Research project: Gender Troubles. The Achilles Heel
We know the story: Thetis would have plunged Achilles into the Styx, one of the rivers of the Underworld, to harden his skin. His body became invulnerable but his heel, by which his mother held him, was not soaked and remained that of a mortal, which would later lead to his destruction under the walls of Troy. The legend is posthomeric and there have been difficulties in tracing its sources. It will only be in the Achilleid of Statius (94-96 AD) that the acquisition of invulnerability (partial and therefore illusory) through an action which symbolically crosses death and resurrection will find its literary expression. But this magical ritual, – Thetis knows – would be insufficient for the acquisition of impenetrable skin, which is why, obstinately, the nereid develops a cunning plan: to provide her child, even if only for a time, with another protective envelope, capable of keeping him far from the Trojan War. A paradoxical envelope, if ever there was one, because these are women's clothes.
The interest aroused by the episode of Achilles in Scyros, and in particular by the transgender intrigue addressed by Statius, has long gone beyond the strict domain of classical studies. Anthropology, cultural history, gender studies, psychology, even psychoanalysis have looked at him and investigations are still underway.
My project questions the way in which two famous painters of early modernity (Rubens and Poussin) confronted the construction of this narrative.

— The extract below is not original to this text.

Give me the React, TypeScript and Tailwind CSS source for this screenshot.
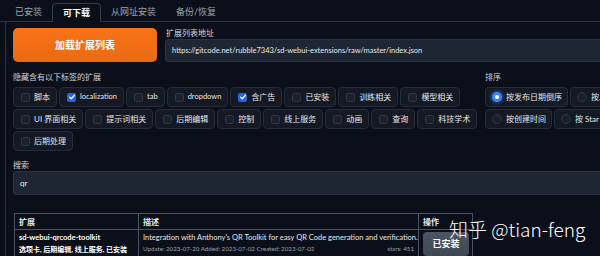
import React from "react";

function Check({ checked }: { checked?: boolean }) {
  return checked ? (
    <span className="flex h-[9px] w-[9px] shrink-0 items-center justify-center rounded-[2px] bg-[#2563eb]">
      <svg viewBox="0 0 10 10" className="h-[8px] w-[8px]">
        <path d="M2 5.2 L4.1 7.2 L8 2.8" fill="none" stroke="white" strokeWidth="1.6" strokeLinecap="round" strokeLinejoin="round" />
      </svg>
    </span>
  ) : (
    <span className="h-[9px] w-[9px] shrink-0 rounded-[2px] border border-[#2e3645] bg-[#1a202c]" />
  );
}

function Chip({ label, checked, latin }: { label: string; checked?: boolean; latin?: boolean }) {
  return (
    <div className="flex h-[20px] shrink-0 items-center gap-[4px] rounded-[4px] border border-[#262d3a] bg-[#141923] pl-[7px] pr-[6px] text-[#e5e7eb]">
      <Check checked={checked} />
      <span className={latin ? "whitespace-nowrap text-[7.5px] leading-none" : "whitespace-nowrap text-[8px] leading-none"}>
        {label}
      </span>
    </div>
  );
}

function Radio({ label, selected }: { label: string; selected?: boolean }) {
  return (
    <div className="flex h-[20px] shrink-0 items-center gap-[4px] rounded-[4px] border border-[#262d3a] bg-[#141923] pl-[6px] pr-[5px] text-[8px] text-[#e5e7eb]">
      {selected ? (
        <span className="flex h-[10px] w-[10px] items-center justify-center rounded-full bg-[#3b82f6] shadow-[0_0_4px_#3b82f6]">
          <span className="h-[4px] w-[4px] rounded-full bg-white" />
        </span>
      ) : (
        <span className="h-[10px] w-[10px] rounded-full border border-[#2e3645] bg-[#1a202c]" />
      )}
      <span className="whitespace-nowrap leading-none">{label}</span>
    </div>
  );
}

export default function App() {
  const row1: [string, boolean, boolean][] = [
    ["脚本", false, false],
    ["localization", true, true],
    ["tab", false, true],
    ["dropdown", false, true],
    ["含广告", true, false],
    ["已安装", false, false],
    ["训练相关", false, false],
    ["模型相关", false, false],
  ];
  const row2: [string, boolean, boolean][] = [
    ["UI 界面相关", false, false],
    ["提示词相关", false, false],
    ["后期编辑", false, false],
    ["控制", false, false],
    ["线上服务", false, false],
    ["动画", false, false],
    ["查询", false, false],
    ["科技学术", false, false],
  ];
  return (
    <div className="relative h-[256px] w-[600px] overflow-hidden bg-[#0b0f19] font-['Lato','Noto_Sans_CJK_SC',sans-serif] text-[#e5e7eb]">
      {/* tabs */}
      <div className="flex h-[22px] items-end border-b border-[#2b3240] pl-[5px] text-[9px]">
        <div className="flex h-[18px] items-center px-[10px] text-[#9ca3af]">已安装</div>
        <div className="-mb-px flex h-[19px] items-center rounded-t-[4px] border border-b-0 border-[#343c4b] bg-[#0b0f19] px-[10px] font-semibold text-white">
          可下载
        </div>
        <div className="flex h-[18px] items-center px-[10px] text-[#9ca3af]">从网址安装</div>
        <div className="flex h-[18px] items-center px-[10px] text-[#9ca3af]">备份/恢复</div>
      </div>

      {/* panel */}
      <div className="ml-[5px] h-[240px] border-l border-[#2b3240] pl-[7px] pt-[6px]">
        <div className="flex gap-[8px]">
          <div className="flex h-[34px] w-[144px] shrink-0 items-center justify-center rounded-[5px] bg-gradient-to-b from-[#f97316] to-[#ea6a12] text-[10px] font-bold text-white">
            加载扩展列表
          </div>
          <div className="flex flex-1 flex-col">
            <div className="h-[11px] pl-[1px] text-[8px] leading-[11px] text-[#d1d5db]">扩展列表地址</div>
            <div className="flex h-[23px] items-center rounded-l-[4px] border border-r-0 border-[#2b3342] bg-[#1f2633] pl-[6px] text-[7.5px] text-[#e5e7eb]">
              https://gitcode.net/rubble7343/sd-webui-extensions/raw/master/index.json
            </div>
          </div>
        </div>

        <div className="mt-[10px] flex gap-[8px]">
          <div className="w-[464px] shrink-0">
            <div className="mb-[4px] h-[11px] text-[8px] leading-[11px] text-[#d1d5db]">隐藏含有以下标签的扩展</div>
            <div className="flex flex-col gap-[2px]">
              <div className="flex gap-[2px]">
                {row1.map(([l, c, lt]) => (
                  <Chip key={l} label={l} checked={c} latin={lt} />
                ))}
              </div>
              <div className="flex gap-[2px]">
                {row2.map(([l, c, lt]) => (
                  <Chip key={l} label={l} checked={c} latin={lt} />
                ))}
              </div>
              <div className="flex gap-[2px]">
                <Chip label="后期处理" />
              </div>
            </div>
          </div>
          <div className="min-w-0 flex-1 overflow-hidden">
            <div className="mb-[4px] h-[11px] text-[8px] leading-[11px] text-[#d1d5db]">排序</div>
            <div className="flex flex-col gap-[2px]">
              <div className="flex gap-[2px]">
                <Radio label="按发布日期倒序" selected />
                <Radio label="按发布日期正序" />
              </div>
              <div className="flex gap-[2px]">
                <Radio label="按创建时间" />
                <Radio label="按 Star 数量" />
              </div>
            </div>
          </div>
        </div>

        <div className="mt-[9px] h-[11px] text-[8px] leading-[11px] text-[#d1d5db]">搜索</div>
        <div className="flex h-[24px] items-center rounded-l-[4px] border border-r-0 border-[#2b3342] bg-[#1f2633] pl-[6px] text-[8px] text-[#e5e7eb]">
          qr
        </div>

        {/* table */}
        <div className="mt-[18px] ml-[1px] w-[459px] border border-[#4b5261] text-[8px]">
          <div className="flex h-[16px] border-b border-[#4b5261] font-bold">
            <div className="flex w-[124px] items-center border-r border-[#4b5261] pl-[4px]">扩展</div>
            <div className="flex w-[280px] items-center border-r border-[#4b5261] pl-[4px]">描述</div>
            <div className="flex flex-1 items-center pl-[4px]">操作</div>
          </div>
          <div className="flex h-[30px]">
            <div className="flex w-[124px] flex-col gap-[1px] overflow-hidden border-r border-[#4b5261] pl-[4px] pt-[3px] font-bold leading-[10px] text-white">
              <div className="text-[7.5px]">sd-webui-qrcode-toolkit</div>
              <div className="whitespace-nowrap text-[7px]">选项卡, 后期编辑, 线上服务, 已安装</div>
            </div>
            <div className="flex w-[280px] flex-col gap-[1px] border-r border-[#4b5261] px-[4px] pt-[3px] leading-[10px]">
              <div className="whitespace-nowrap text-[7.5px] text-[#e5e7eb]">
                Integration with Anthony&apos;s QR Toolkit for easy QR Code generation and verification.
              </div>
              <div className="flex justify-between text-[6.2px] text-[#9ca3af]">
                <span>Update: 2023-07-20 Added: 2023-07-02 Created: 2023-07-02</span>
                <span>stars: 451</span>
              </div>
            </div>
            <div className="flex flex-1 items-start pl-[4px] pt-[2px]">
              <div className="flex h-[24px] w-[46px] items-center justify-center rounded-[4px] bg-gradient-to-b from-[#4b5563] to-[#3f4754] text-[9px] font-bold text-white">
                已安装
              </div>
            </div>
          </div>
        </div>
      </div>

      {/* watermark */}
      <div className="absolute left-[449px] top-[216px] whitespace-nowrap font-['Noto_Sans_CJK_SC',sans-serif] text-[19px] font-light leading-[26px] text-white">
        知乎 @tian-feng
      </div>
    </div>
  );
}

Research results: Gender Troubles. The Achilles Heel
The project has developed in an unexpected direction, centred around the ‘transgender story’ of Achilles on Skyros. According to the Achilleis by P. P. Statius (94–96 AD), Thetis knows that immersing her son Achilles in the Styx will not be enough to make his body invulnerable; however, she persists and devises a cunning plan: she must provide her son with another protective covering – even if only for a certain time – a covering that is capable of keeping Achilles away from the war in Troy. A paradoxical covering, if it is one at all, for these are women's clothes. Thetis tries to show that such a disguise would not affect the young man's actual nature (nil nocitura animo), for it would have the function of an ad hoc ‘protective layer’ (tegumen) <I.268-270>.
The interest aroused by Achilles' adventure on Skyros, where Thetis ‘hid’ him among Lycomedes' daughters, and the transgender story of Statius in particular, have long since ceased to be the subject of classical antiquity studies alone: anthropology, cultural studies, gender studies, psychology and psychoanalysis are now concerned with the subject and investigations are still being carried out.

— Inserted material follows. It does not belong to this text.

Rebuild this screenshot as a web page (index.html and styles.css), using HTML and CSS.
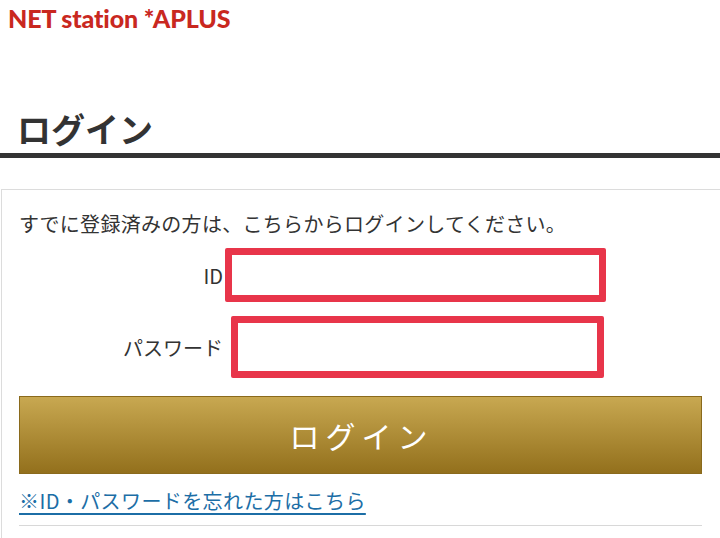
FILE: index.html
```html
<!DOCTYPE html>
<html lang="ja">
<head>
<meta charset="utf-8">
<title>ログイン</title>
<link rel="stylesheet" href="styles.css">
</head>
<body>
<header class="site-header">
  <div class="logo">NET station *APLUS</div>
</header>
<h1 class="page-title">ログイン</h1>
<section class="login-box">
  <p class="lead">すでに登録済みの方は、こちらからログインしてください。</p>
  <div class="form-grid">
    <label class="field-label" for="uid">ID</label>
    <input class="field field-id" id="uid" type="text">
    <label class="field-label" for="pw">パスワード</label>
    <input class="field field-pw" id="pw" type="password">
  </div>
  <button class="login-btn" type="button">ログイン</button>
  <div class="forgot"><a href="#">※ID・パスワードを忘れた方はこちら</a></div>
</section>
</body>
</html>
```

FILE: styles.css
```css
html, body {
  margin: 0;
  padding: 0;
  background: #fff;
  overflow: hidden;
}
body {
  font-family: "Noto Sans CJK JP", "Noto Sans", sans-serif;
  color: #333;
  width: 720px;
  height: 538px;
}
.site-header {
  height: 40px;
  padding: 3px 0 0 8px;
  box-sizing: border-box;
}
.logo {
  font-family: Lato, "Liberation Sans", sans-serif;
  font-weight: 900;
  font-size: 25px;
  line-height: 30px;
  color: #c9281f;
  letter-spacing: -0.15px;
}
.page-title {
  margin: 66px 0 0 0;
  padding: 0 0 0 17px;
  font-size: 34px;
  font-weight: 700;
  line-height: 46px;
  color: #333;
  border-bottom: 5px solid #333;
  height: 47px;
}
.login-box {
  margin: 31px 0 0 1px;
  border-top: 1px solid #dcdcdc;
  border-left: 1px solid #dcdcdc;
  padding: 19px 17px 0 17px;
  height: 340px;
}
.lead {
  margin: 0;
  font-size: 20px;
  line-height: 30px;
  letter-spacing: 0.3px;
  color: #333;
}
.form-grid {
  display: grid;
  grid-template-columns: 204px auto;
  align-items: center;
  row-gap: 14px;
  margin-top: 9px;
}
.field-label {
  text-align: right;
  font-size: 20px;
  color: #333;
}
.field {
  box-sizing: border-box;
  border: 7px solid #e8354a;
  border-radius: 2px;
  background: #fff;
  outline: none;
  padding: 0;
}
.field-id {
  width: 381px;
  height: 54px;
  margin-left: 2px;
}
.field-pw {
  width: 373px;
  height: 62px;
  margin-left: 8px;
}
.login-btn {
  display: block;
  width: 683px;
  height: 78px;
  margin-top: 18px;
  border: 1px solid #8a6a1c;
  background: linear-gradient(#c8a851, #93701c);
  color: #fff;
  font-family: "Noto Sans CJK JP", sans-serif;
  font-size: 30px;
  letter-spacing: 6px;
  padding: 0 0 0 2px;
  cursor: pointer;
}
.forgot {
  width: 683px;
  padding: 14px 0 11px 0;
  border-bottom: 1px solid #d8d8d8;
  font-size: 20px;
  line-height: 26px;
  letter-spacing: 0.4px;
}
.forgot a {
  color: #1c6ea6;
  text-decoration: underline;
  text-underline-offset: 4px;
}
```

In my research, I try to show the way in which two famous painters of the early modern period, Rubens and Poussin, visualised this theme. Rubens demonstrates a reflection on ‘similarity’ that is dissolved, deactivated, reversed and inverted in favour of ‘difference’. Poussin's ‘concetto’ has a twofold effect: on the one hand, an object relating to beauty and traditionally attributed to women (the mirror) is transferred to a scenario of male identity-finding, while on the other hand the original scenario of the Achilleis (I, 844-866) is deconstructed.